• _Task to complete_: Where a line holds the string "this", return that line.

++++ Input records ++++

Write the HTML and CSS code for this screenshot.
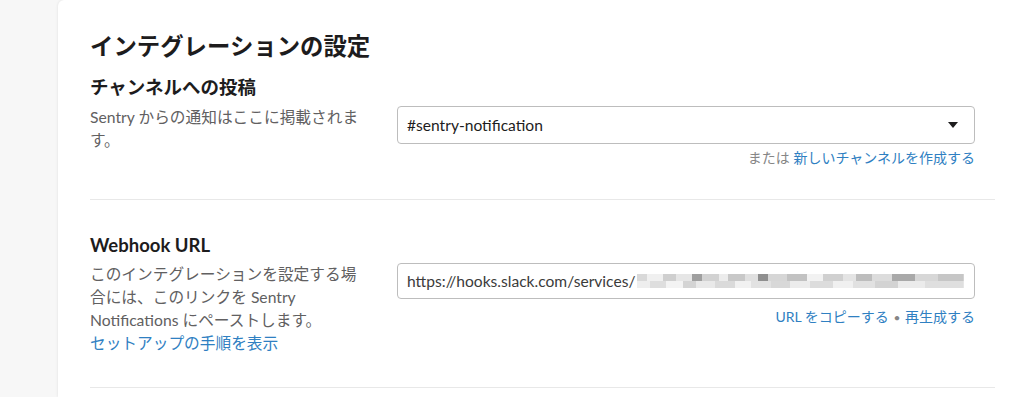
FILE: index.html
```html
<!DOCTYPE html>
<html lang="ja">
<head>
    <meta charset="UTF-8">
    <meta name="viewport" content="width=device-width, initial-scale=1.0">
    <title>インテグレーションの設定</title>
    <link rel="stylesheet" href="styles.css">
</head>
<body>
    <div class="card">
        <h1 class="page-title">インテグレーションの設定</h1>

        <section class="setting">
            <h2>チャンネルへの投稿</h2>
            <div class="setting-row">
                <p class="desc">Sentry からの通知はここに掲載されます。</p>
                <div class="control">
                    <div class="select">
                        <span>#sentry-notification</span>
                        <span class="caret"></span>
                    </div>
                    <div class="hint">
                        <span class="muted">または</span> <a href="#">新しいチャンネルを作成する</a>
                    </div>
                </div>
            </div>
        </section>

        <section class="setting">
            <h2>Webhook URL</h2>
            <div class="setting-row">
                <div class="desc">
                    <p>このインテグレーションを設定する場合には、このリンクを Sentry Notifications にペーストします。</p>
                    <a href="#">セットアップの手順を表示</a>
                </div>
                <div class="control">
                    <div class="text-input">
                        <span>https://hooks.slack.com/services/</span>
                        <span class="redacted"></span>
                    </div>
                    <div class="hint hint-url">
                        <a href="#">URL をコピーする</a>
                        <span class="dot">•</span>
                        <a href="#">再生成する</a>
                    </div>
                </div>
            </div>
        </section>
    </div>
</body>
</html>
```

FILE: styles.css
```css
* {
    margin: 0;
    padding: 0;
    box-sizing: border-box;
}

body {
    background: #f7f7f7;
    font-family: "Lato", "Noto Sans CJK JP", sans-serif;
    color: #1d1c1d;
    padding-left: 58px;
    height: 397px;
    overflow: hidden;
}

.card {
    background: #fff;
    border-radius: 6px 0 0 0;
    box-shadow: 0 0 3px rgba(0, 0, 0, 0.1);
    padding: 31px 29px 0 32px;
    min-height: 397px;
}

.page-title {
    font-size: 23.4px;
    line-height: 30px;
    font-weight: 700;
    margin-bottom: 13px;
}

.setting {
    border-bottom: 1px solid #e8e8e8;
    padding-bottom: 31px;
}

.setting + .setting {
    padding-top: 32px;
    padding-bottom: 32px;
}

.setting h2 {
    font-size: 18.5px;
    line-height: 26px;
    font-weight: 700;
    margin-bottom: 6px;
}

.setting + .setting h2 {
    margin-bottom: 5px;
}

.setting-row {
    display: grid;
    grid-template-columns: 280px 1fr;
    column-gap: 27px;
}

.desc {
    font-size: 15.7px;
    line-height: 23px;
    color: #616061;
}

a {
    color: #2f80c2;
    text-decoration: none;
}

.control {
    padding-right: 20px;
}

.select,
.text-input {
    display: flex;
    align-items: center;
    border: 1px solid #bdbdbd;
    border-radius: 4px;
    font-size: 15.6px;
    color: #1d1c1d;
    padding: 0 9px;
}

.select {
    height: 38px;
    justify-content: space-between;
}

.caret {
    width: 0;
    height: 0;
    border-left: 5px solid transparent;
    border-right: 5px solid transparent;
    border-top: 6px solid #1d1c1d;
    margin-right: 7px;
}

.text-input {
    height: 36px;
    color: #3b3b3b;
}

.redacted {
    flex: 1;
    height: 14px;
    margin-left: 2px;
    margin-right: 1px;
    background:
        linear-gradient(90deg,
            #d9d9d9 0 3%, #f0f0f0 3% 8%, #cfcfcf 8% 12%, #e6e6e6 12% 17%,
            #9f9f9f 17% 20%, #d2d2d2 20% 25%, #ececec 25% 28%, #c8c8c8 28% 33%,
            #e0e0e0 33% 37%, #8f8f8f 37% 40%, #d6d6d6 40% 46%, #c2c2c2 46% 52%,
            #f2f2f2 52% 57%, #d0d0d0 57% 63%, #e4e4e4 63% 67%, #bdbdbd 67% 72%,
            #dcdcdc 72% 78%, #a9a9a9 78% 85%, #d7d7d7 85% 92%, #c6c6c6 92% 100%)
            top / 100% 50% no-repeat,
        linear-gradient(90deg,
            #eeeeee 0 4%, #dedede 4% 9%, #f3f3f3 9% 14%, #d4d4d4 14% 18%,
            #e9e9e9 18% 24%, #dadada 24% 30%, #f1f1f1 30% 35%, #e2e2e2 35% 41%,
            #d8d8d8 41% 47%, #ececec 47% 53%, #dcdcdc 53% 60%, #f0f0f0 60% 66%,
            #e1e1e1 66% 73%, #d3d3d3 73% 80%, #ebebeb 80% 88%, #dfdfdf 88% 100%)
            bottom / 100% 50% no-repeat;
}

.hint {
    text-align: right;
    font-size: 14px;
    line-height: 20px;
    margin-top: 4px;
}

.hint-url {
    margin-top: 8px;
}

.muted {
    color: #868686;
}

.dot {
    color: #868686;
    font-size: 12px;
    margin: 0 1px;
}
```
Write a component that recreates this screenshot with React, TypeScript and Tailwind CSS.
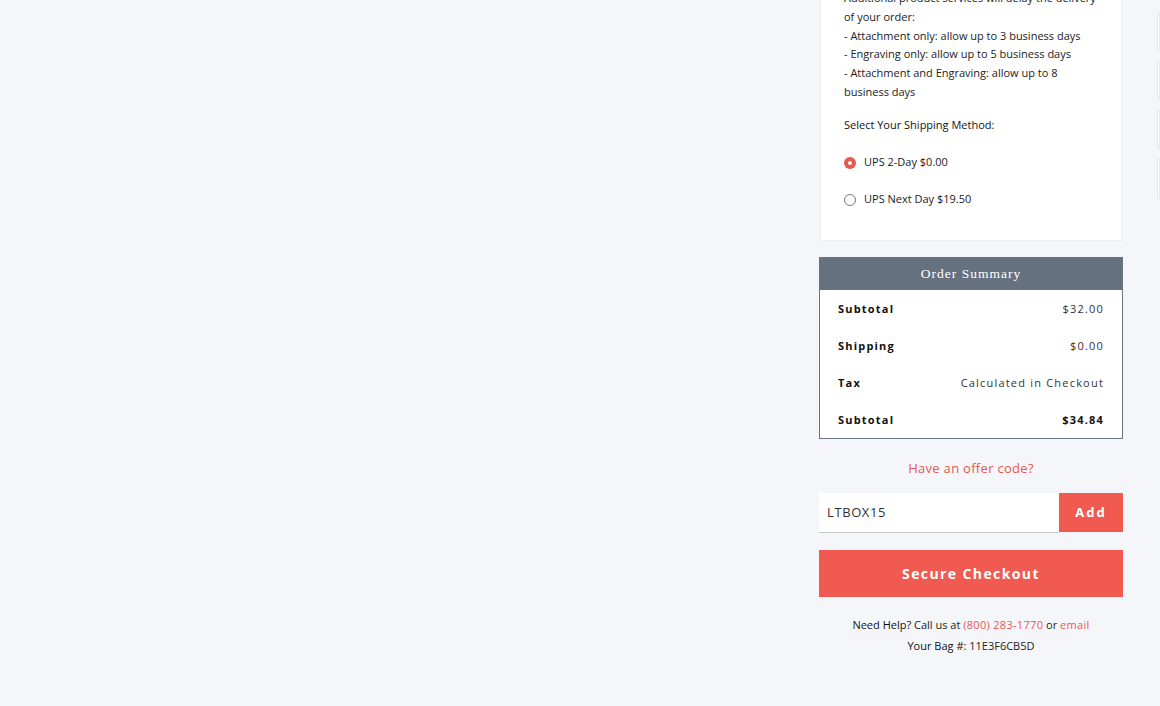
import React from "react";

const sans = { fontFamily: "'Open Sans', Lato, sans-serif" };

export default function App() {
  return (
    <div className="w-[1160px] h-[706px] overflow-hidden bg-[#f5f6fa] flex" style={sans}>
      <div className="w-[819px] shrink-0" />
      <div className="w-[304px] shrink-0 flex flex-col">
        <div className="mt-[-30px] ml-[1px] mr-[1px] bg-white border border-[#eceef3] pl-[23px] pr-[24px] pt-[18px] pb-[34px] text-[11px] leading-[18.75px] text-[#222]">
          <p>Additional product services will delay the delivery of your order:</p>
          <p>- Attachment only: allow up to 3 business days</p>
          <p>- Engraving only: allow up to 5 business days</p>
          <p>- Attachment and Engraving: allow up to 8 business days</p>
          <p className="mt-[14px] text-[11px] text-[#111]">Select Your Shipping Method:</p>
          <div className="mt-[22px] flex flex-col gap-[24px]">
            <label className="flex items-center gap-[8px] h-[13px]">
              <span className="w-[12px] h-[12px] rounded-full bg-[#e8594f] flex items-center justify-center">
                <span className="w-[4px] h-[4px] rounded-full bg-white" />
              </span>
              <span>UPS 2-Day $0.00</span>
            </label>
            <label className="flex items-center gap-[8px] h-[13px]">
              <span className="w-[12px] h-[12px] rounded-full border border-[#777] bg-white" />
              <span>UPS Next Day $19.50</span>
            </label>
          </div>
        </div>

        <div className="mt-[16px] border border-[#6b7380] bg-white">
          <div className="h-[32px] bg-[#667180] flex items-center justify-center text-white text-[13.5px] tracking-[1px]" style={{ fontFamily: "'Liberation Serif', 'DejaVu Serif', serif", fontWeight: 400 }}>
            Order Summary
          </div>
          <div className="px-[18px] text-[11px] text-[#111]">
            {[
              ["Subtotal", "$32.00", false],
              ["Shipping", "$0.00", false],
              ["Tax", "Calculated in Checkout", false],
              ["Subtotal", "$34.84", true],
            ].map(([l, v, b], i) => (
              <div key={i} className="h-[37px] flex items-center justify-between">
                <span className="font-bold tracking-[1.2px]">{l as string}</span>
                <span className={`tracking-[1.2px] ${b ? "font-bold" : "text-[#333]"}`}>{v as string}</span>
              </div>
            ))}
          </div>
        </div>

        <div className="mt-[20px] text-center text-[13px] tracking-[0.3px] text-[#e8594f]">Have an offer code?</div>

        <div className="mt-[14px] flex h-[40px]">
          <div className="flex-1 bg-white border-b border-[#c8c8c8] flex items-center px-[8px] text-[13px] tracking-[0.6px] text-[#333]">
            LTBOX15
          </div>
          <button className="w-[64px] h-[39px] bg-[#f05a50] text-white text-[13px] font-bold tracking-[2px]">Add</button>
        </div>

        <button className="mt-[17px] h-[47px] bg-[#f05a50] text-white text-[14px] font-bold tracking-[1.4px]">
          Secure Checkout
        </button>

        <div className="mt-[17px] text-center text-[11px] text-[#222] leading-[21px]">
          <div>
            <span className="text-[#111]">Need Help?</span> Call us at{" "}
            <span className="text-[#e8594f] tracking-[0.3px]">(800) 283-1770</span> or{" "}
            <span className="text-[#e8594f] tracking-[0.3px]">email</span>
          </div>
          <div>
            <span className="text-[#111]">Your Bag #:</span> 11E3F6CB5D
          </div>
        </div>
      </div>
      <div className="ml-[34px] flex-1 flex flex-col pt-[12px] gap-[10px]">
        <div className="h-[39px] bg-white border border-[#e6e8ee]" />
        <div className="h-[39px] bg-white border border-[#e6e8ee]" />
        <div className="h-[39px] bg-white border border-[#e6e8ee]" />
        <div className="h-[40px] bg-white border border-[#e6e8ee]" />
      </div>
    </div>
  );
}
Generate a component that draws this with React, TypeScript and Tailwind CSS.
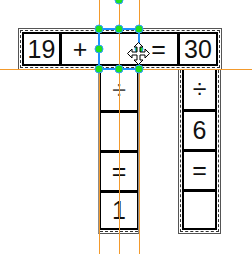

++++

• _Task answer_:
Write the HTML and CSS code for this screenshot.
Write a component that recreates this screenshot with React, TypeScript and Tailwind CSS.
Generate a component that draws this with React, TypeScript and Tailwind CSS.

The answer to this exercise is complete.